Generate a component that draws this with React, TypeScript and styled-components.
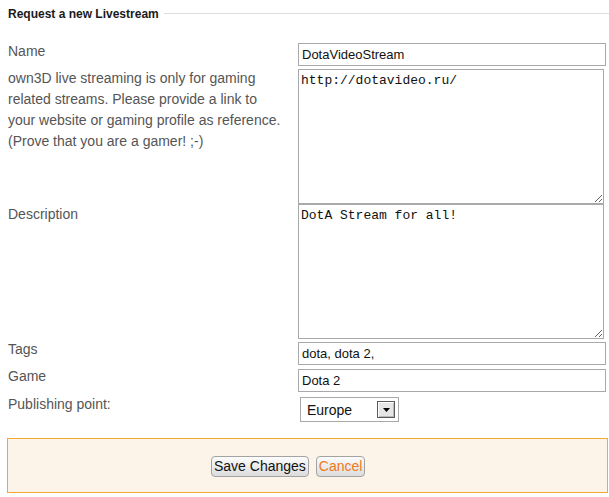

+ + + +

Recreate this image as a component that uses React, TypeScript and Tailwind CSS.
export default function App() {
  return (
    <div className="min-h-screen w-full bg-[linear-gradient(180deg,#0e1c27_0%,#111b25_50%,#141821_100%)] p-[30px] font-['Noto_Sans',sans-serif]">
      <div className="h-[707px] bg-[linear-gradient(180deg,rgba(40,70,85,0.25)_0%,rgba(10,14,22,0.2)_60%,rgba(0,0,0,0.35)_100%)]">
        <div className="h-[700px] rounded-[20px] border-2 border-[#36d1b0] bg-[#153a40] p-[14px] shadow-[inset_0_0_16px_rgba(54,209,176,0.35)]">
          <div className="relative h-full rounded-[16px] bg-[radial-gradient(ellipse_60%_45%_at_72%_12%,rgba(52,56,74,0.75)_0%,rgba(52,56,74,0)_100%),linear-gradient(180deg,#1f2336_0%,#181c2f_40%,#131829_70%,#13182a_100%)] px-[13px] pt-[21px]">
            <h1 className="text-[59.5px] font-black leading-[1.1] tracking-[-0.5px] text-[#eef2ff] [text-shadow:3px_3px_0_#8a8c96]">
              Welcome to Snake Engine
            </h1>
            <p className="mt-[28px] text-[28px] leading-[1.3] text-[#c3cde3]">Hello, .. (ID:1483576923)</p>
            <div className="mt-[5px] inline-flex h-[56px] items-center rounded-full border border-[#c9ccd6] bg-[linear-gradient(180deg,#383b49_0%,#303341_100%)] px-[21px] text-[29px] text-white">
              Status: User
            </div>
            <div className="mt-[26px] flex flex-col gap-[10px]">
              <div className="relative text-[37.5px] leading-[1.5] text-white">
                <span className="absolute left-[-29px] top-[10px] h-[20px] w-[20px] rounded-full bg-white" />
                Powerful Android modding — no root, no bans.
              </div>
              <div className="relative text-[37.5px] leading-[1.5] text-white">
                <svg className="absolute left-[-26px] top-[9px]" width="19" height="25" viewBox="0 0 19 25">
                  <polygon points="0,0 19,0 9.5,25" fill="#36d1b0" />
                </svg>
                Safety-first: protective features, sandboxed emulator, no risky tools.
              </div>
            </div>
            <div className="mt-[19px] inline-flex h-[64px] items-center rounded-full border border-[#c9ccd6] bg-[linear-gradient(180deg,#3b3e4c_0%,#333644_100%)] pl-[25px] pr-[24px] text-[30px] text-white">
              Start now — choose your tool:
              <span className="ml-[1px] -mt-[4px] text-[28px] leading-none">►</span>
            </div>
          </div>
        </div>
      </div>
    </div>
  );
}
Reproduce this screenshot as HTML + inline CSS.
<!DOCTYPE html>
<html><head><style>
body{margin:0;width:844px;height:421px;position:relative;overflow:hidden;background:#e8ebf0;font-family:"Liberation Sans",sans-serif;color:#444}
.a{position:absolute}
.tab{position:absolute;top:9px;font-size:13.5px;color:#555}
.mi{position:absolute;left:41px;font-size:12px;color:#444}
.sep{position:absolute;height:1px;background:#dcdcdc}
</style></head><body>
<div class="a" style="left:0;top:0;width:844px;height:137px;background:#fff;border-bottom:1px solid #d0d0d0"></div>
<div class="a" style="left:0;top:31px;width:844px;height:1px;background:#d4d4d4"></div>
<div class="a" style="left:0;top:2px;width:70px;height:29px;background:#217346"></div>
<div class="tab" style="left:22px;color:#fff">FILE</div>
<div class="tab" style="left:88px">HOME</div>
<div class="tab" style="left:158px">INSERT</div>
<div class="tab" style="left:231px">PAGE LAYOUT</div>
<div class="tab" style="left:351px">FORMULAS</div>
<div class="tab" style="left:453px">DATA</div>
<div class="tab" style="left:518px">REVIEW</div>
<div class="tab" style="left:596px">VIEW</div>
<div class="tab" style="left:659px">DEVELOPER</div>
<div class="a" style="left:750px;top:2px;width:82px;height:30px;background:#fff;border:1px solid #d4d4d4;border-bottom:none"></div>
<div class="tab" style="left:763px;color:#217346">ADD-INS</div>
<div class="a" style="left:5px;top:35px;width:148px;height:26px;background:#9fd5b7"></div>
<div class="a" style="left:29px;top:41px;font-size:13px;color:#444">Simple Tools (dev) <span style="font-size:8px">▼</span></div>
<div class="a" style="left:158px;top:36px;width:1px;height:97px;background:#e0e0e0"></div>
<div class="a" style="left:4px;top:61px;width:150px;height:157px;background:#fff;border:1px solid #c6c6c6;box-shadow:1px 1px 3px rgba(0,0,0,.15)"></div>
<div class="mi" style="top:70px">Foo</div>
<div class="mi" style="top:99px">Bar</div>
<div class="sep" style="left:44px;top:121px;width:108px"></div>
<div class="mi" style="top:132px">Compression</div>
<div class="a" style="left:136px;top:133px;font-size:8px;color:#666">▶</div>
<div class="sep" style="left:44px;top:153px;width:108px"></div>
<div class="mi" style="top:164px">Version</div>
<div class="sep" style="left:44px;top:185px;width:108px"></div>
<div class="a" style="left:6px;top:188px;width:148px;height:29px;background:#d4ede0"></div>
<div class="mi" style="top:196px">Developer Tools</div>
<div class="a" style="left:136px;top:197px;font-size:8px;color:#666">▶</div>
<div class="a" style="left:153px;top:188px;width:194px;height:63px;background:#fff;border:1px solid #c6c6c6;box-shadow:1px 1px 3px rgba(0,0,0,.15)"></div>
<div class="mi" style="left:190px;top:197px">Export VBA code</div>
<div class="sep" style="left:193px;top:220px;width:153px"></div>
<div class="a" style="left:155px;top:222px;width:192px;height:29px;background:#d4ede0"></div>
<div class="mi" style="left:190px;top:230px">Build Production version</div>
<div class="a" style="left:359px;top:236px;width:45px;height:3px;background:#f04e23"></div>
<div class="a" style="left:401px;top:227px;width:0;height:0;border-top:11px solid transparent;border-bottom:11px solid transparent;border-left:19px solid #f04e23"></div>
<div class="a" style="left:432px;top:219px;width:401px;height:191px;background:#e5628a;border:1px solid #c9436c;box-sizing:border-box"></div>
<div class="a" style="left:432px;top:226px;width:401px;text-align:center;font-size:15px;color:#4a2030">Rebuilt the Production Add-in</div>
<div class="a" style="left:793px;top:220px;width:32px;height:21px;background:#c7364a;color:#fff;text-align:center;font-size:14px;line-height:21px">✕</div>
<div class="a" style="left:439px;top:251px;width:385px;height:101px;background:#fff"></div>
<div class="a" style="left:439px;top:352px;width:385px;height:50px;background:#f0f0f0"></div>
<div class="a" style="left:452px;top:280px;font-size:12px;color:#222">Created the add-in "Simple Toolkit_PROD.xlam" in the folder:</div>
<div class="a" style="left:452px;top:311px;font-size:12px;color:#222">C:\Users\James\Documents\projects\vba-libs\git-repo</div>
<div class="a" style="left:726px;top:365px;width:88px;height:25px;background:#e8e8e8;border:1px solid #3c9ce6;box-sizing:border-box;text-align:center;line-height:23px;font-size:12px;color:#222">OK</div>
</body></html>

+ + + +

**Written problem**
Tally up the lines in the records that contain the word "inline" and give only the total.

**Finished answer**
3